Action on Sugar calls for 20% sugar tax on all confectionary
Action on Sugar is calling for a 20% sugar tax on all confectionary and a ban on confectionary price promotions.
The calls have come after a recent survey found that one chocolate sharing bag contained 29 teaspoons of sugar, which is four times an adults recommended daily intake of sugar and adds up to around 1,000 calories.
Many sharing packs claim they contain more than one portion, however some of these contain almost an entire days recommended daily sugar intake for seven to 10-year-olds in every portion.
‘Companies and supermarkets are constantly finding ways to push more sugary products – which are contributing to the high rates of obesity, type two diabetes and tooth decay in the UK,’ registered nutritionist, Kawther Hashem, researcher at Action on Sugar, says.
‘These types of price promotions (ie discounts) encourage us to eat far too much sugar and calories and should be banned.
‘It is time retailers are pressed to act responsibly and no longer profit at the expense of our health.’
Bargain-price confectionary ban
Many of the major supermarkets were running price promotions on some share bags during the survey, making them better value than smaller sizes.
According to www.gov.uk, confectionary consumption is the second highest contributor to sugar intake amongst children, after soft drinks.

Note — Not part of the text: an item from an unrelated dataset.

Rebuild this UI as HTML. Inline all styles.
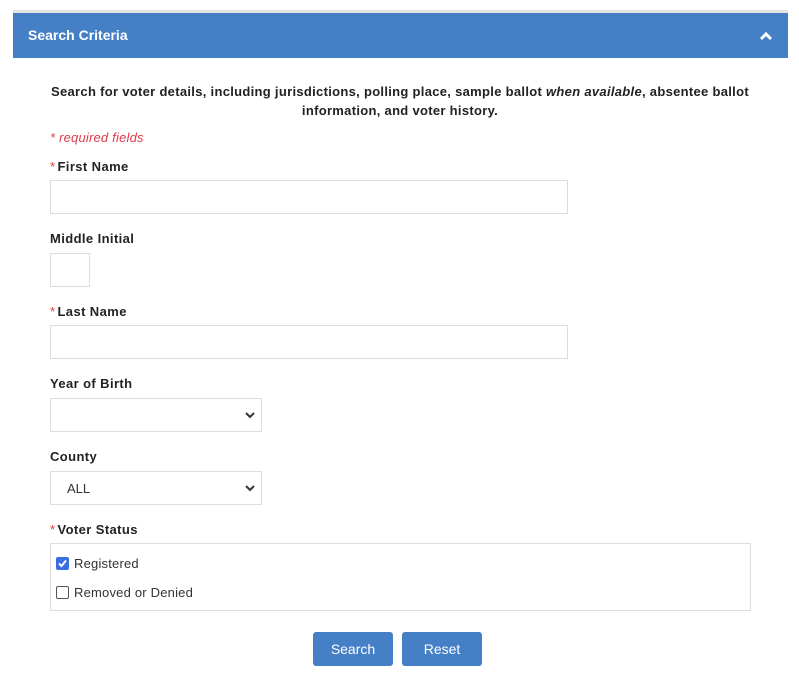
<!DOCTYPE html>
<html><head><meta charset="utf-8"><style>
body{margin:0;width:799px;height:675px;background:#fff;font-family:"Liberation Sans",sans-serif;color:#222;position:relative;overflow:hidden}
.a{position:absolute}
.lbl{position:absolute;left:50px;font-size:13px;font-weight:bold;color:#222;letter-spacing:0.4px}
.req{color:#e03a3a;font-weight:normal;margin-right:2px}
.box{position:absolute;border:1px solid #ddd;box-sizing:border-box;background:#fff}
.chev{position:absolute;right:6px;top:12px}
.btn{position:absolute;top:632px;width:80px;height:34px;background:#4580c7;border-radius:3px;color:#fff;font-size:14px;text-align:center;line-height:34px}
.cb{position:absolute;left:56px;width:13px;height:13px;box-sizing:border-box;border-radius:2px}
.ct{position:absolute;left:74px;font-size:13px;color:#333;letter-spacing:0.2px}
</style></head><body>
<div class="a" style="left:13px;top:10px;width:775px;height:3px;background:#e3e3e3"></div>
<div class="a" style="left:13px;top:13px;width:775px;height:45px;background:#4580c7"></div>
<div class="a" style="left:28px;top:27px;font-size:14px;font-weight:bold;color:#fff">Search Criteria</div>
<svg class="a" style="left:759px;top:31px" width="14" height="10" viewBox="0 0 14 10"><path d="M2 8 L7 3 L12 8" stroke="#fff" stroke-width="3" fill="none"/></svg>
<div class="a" style="left:20px;top:82px;width:760px;text-align:center;font-size:13px;font-weight:bold;line-height:19px;color:#222;letter-spacing:0.3px">Search for voter details, including jurisdictions, polling place, sample ballot <i>when available</i>, absentee ballot<br>information, and voter history.</div>
<div class="a" style="left:50px;top:130px;font-size:13px;font-style:italic;color:#e03a4a;letter-spacing:0.2px">* required fields</div>
<div class="lbl" style="top:159px"><span class="req">*</span>First Name</div>
<div class="box" style="left:50px;top:180px;width:518px;height:34px"></div>
<div class="lbl" style="top:231px">Middle Initial</div>
<div class="box" style="left:50px;top:253px;width:40px;height:34px"></div>
<div class="lbl" style="top:304px"><span class="req">*</span>Last Name</div>
<div class="box" style="left:50px;top:325px;width:518px;height:34px"></div>
<div class="lbl" style="top:376px">Year of Birth</div>
<div class="box" style="left:50px;top:398px;width:212px;height:34px"><svg class="chev" width="10" height="8" viewBox="0 0 10 8"><path d="M1 2 L5 6 L9 2" stroke="#333" stroke-width="2" fill="none"/></svg></div>
<div class="lbl" style="top:449px">County</div>
<div class="box" style="left:50px;top:471px;width:212px;height:34px"><span style="position:absolute;left:16px;top:9px;font-size:13px;color:#333">ALL</span><svg class="chev" width="10" height="8" viewBox="0 0 10 8"><path d="M1 2 L5 6 L9 2" stroke="#333" stroke-width="2" fill="none"/></svg></div>
<div class="lbl" style="top:522px"><span class="req">*</span>Voter Status</div>
<div class="box" style="left:50px;top:543px;width:701px;height:68px"></div>
<div class="cb" style="top:557px;background:#3b6fe0"><svg width="13" height="13" viewBox="0 0 13 13" style="position:absolute;left:0;top:0"><path d="M3 6.5 L5.5 9 L10 3.5" stroke="#fff" stroke-width="2" fill="none"/></svg></div>
<div class="ct" style="top:556px">Registered</div>
<div class="cb" style="top:586px;border:1px solid #555"></div>
<div class="ct" style="top:585px">Removed or Denied</div>
<div class="btn" style="left:313px">Search</div>
<div class="btn" style="left:402px">Reset</div>
</body></html>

Action on Sugar is calling on the Government to revise its Childhood Obesity strategy and include a ban on all confectionary price promotions to help curb children’s sugar intake.
‘The Government published its half-hearted obesity plan in 2016 along with confirmation that this was “the start of the conversation” – we now need to see proof that the health of our children is the top priority,’ Jenny Rosborough, campaign manager and registered nutritionist at Action on Sugar, says.
‘An improved childhood obesity plan must clamp down on promotional and marketing tactics that encourages nothing more than excess sugar and calorie consumption, and we hope they take our suggestions on board.’